____ Input for this task

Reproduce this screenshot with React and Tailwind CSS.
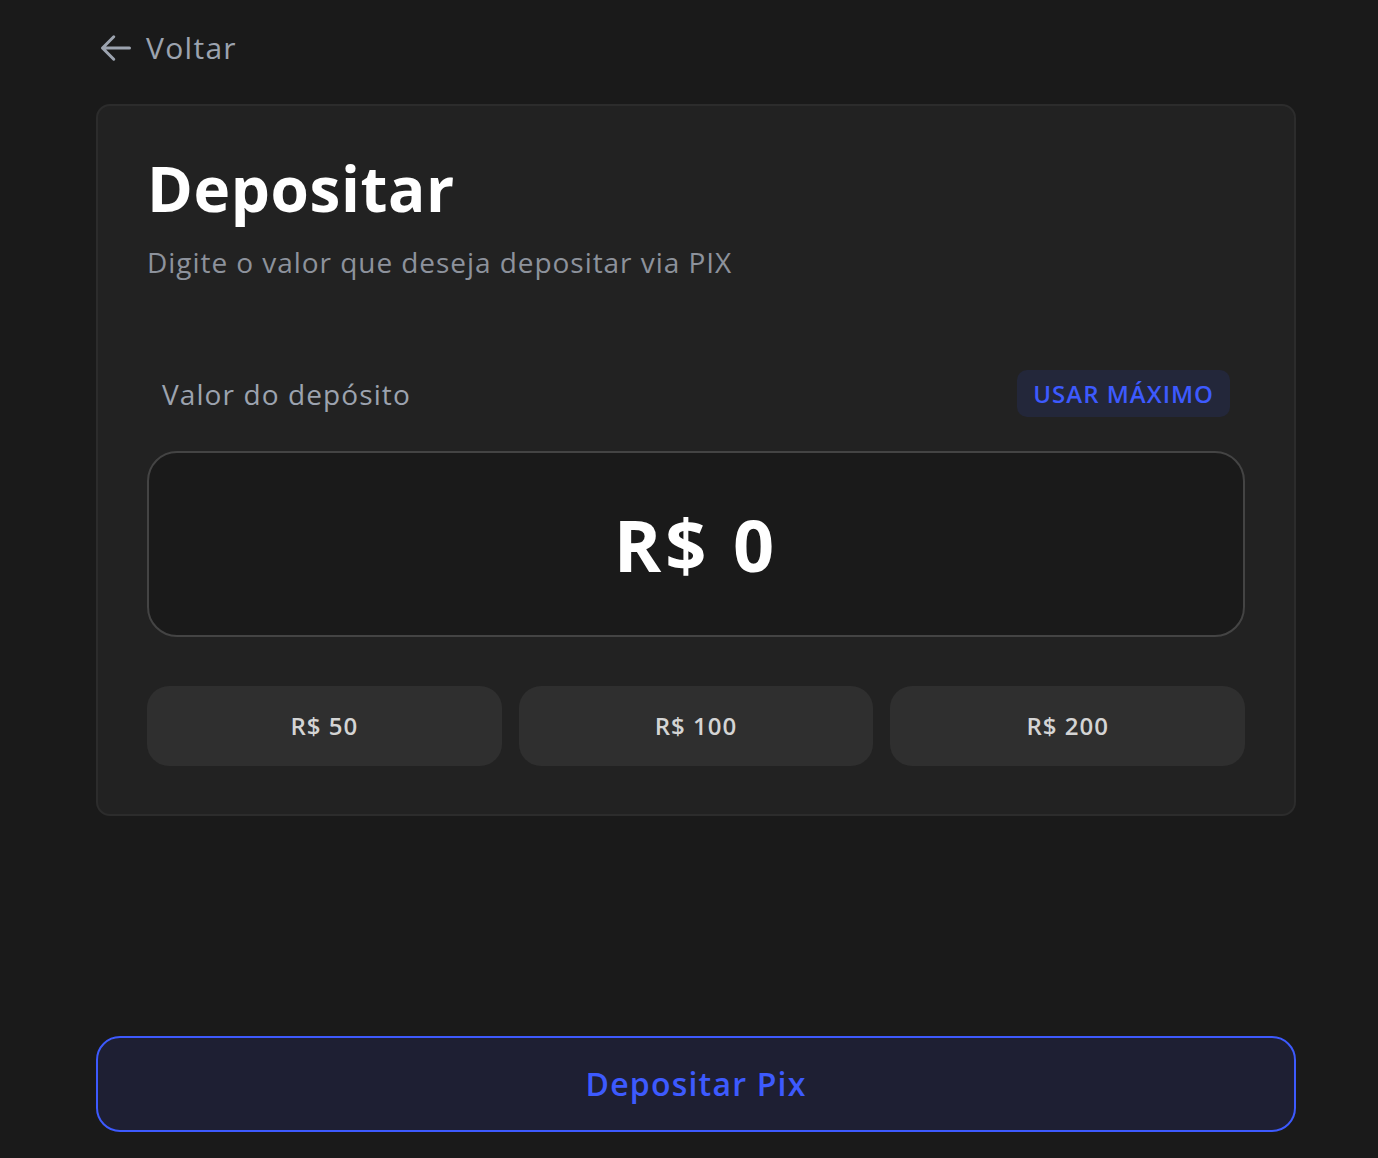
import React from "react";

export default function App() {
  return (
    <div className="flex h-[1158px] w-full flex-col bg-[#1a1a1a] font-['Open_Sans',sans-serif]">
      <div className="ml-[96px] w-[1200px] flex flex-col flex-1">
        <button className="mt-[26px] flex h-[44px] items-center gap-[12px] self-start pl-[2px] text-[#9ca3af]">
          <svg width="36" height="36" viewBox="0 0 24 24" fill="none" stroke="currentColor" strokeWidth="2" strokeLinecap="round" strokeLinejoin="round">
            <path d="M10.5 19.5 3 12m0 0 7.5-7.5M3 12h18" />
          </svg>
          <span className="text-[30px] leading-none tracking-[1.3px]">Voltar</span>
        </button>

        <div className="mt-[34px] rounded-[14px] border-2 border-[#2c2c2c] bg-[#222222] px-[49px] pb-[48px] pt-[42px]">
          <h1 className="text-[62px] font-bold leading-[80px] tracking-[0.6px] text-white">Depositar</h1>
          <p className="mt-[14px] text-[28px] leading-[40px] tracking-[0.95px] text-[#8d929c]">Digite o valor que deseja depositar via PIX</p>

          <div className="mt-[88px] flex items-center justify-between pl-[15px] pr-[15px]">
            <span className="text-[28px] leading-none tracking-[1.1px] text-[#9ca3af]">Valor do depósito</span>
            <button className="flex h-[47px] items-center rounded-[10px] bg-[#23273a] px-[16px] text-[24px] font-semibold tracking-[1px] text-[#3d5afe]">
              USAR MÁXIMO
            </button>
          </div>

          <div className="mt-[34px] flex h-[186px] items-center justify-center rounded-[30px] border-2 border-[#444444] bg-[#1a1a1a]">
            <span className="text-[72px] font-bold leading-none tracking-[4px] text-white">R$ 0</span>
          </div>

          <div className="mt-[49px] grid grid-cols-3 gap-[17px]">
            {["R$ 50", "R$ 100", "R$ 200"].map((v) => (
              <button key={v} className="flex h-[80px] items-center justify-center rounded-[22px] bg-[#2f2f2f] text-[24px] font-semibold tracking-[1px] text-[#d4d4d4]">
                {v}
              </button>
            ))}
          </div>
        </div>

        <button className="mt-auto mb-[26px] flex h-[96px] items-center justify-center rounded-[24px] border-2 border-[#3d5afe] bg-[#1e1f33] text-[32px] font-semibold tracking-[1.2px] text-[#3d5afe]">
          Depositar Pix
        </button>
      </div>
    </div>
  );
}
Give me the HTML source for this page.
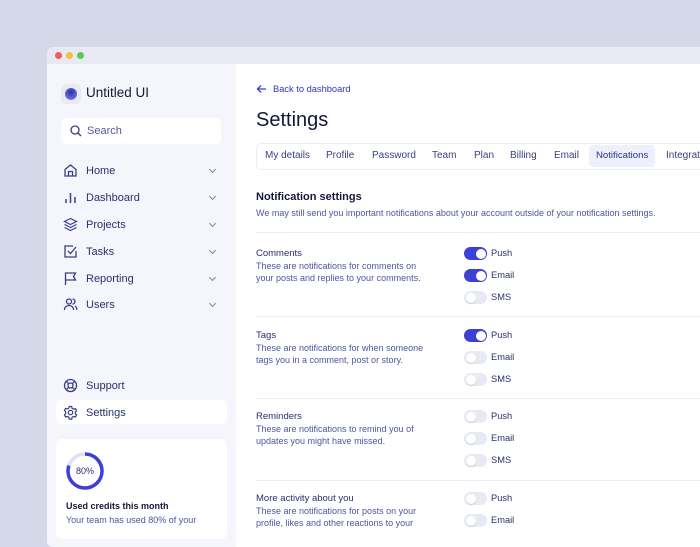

________

Write out the entries again, exactly as given, skipping any images.

• Exercise output:
Reproduce this screenshot with React and Tailwind CSS.
import React from "react";

export default function App() {
  return (
    <div className="flex h-[1158px] w-full flex-col bg-[#1a1a1a] font-['Open_Sans',sans-serif]">
      <div className="ml-[96px] w-[1200px] flex flex-col flex-1">
        <button className="mt-[26px] flex h-[44px] items-center gap-[12px] self-start pl-[2px] text-[#9ca3af]">
          <svg width="36" height="36" viewBox="0 0 24 24" fill="none" stroke="currentColor" strokeWidth="2" strokeLinecap="round" strokeLinejoin="round">
            <path d="M10.5 19.5 3 12m0 0 7.5-7.5M3 12h18" />
          </svg>
          <span className="text-[30px] leading-none tracking-[1.3px]">Voltar</span>
        </button>

        <div className="mt-[34px] rounded-[14px] border-2 border-[#2c2c2c] bg-[#222222] px-[49px] pb-[48px] pt-[42px]">
          <h1 className="text-[62px] font-bold leading-[80px] tracking-[0.6px] text-white">Depositar</h1>
          <p className="mt-[14px] text-[28px] leading-[40px] tracking-[0.95px] text-[#8d929c]">Digite o valor que deseja depositar via PIX</p>

          <div className="mt-[88px] flex items-center justify-between pl-[15px] pr-[15px]">
            <span className="text-[28px] leading-none tracking-[1.1px] text-[#9ca3af]">Valor do depósito</span>
            <button className="flex h-[47px] items-center rounded-[10px] bg-[#23273a] px-[16px] text-[24px] font-semibold tracking-[1px] text-[#3d5afe]">
              USAR MÁXIMO
            </button>
          </div>

          <div className="mt-[34px] flex h-[186px] items-center justify-center rounded-[30px] border-2 border-[#444444] bg-[#1a1a1a]">
            <span className="text-[72px] font-bold leading-none tracking-[4px] text-white">R$ 0</span>
          </div>

          <div className="mt-[49px] grid grid-cols-3 gap-[17px]">
            {["R$ 50", "R$ 100", "R$ 200"].map((v) => (
              <button key={v} className="flex h-[80px] items-center justify-center rounded-[22px] bg-[#2f2f2f] text-[24px] font-semibold tracking-[1px] text-[#d4d4d4]">
                {v}
              </button>
            ))}
          </div>
        </div>

        <button className="mt-auto mb-[26px] flex h-[96px] items-center justify-center rounded-[24px] border-2 border-[#3d5afe] bg-[#1e1f33] text-[32px] font-semibold tracking-[1.2px] text-[#3d5afe]">
          Depositar Pix
        </button>
      </div>
    </div>
  );
}
Give me the HTML source for this page.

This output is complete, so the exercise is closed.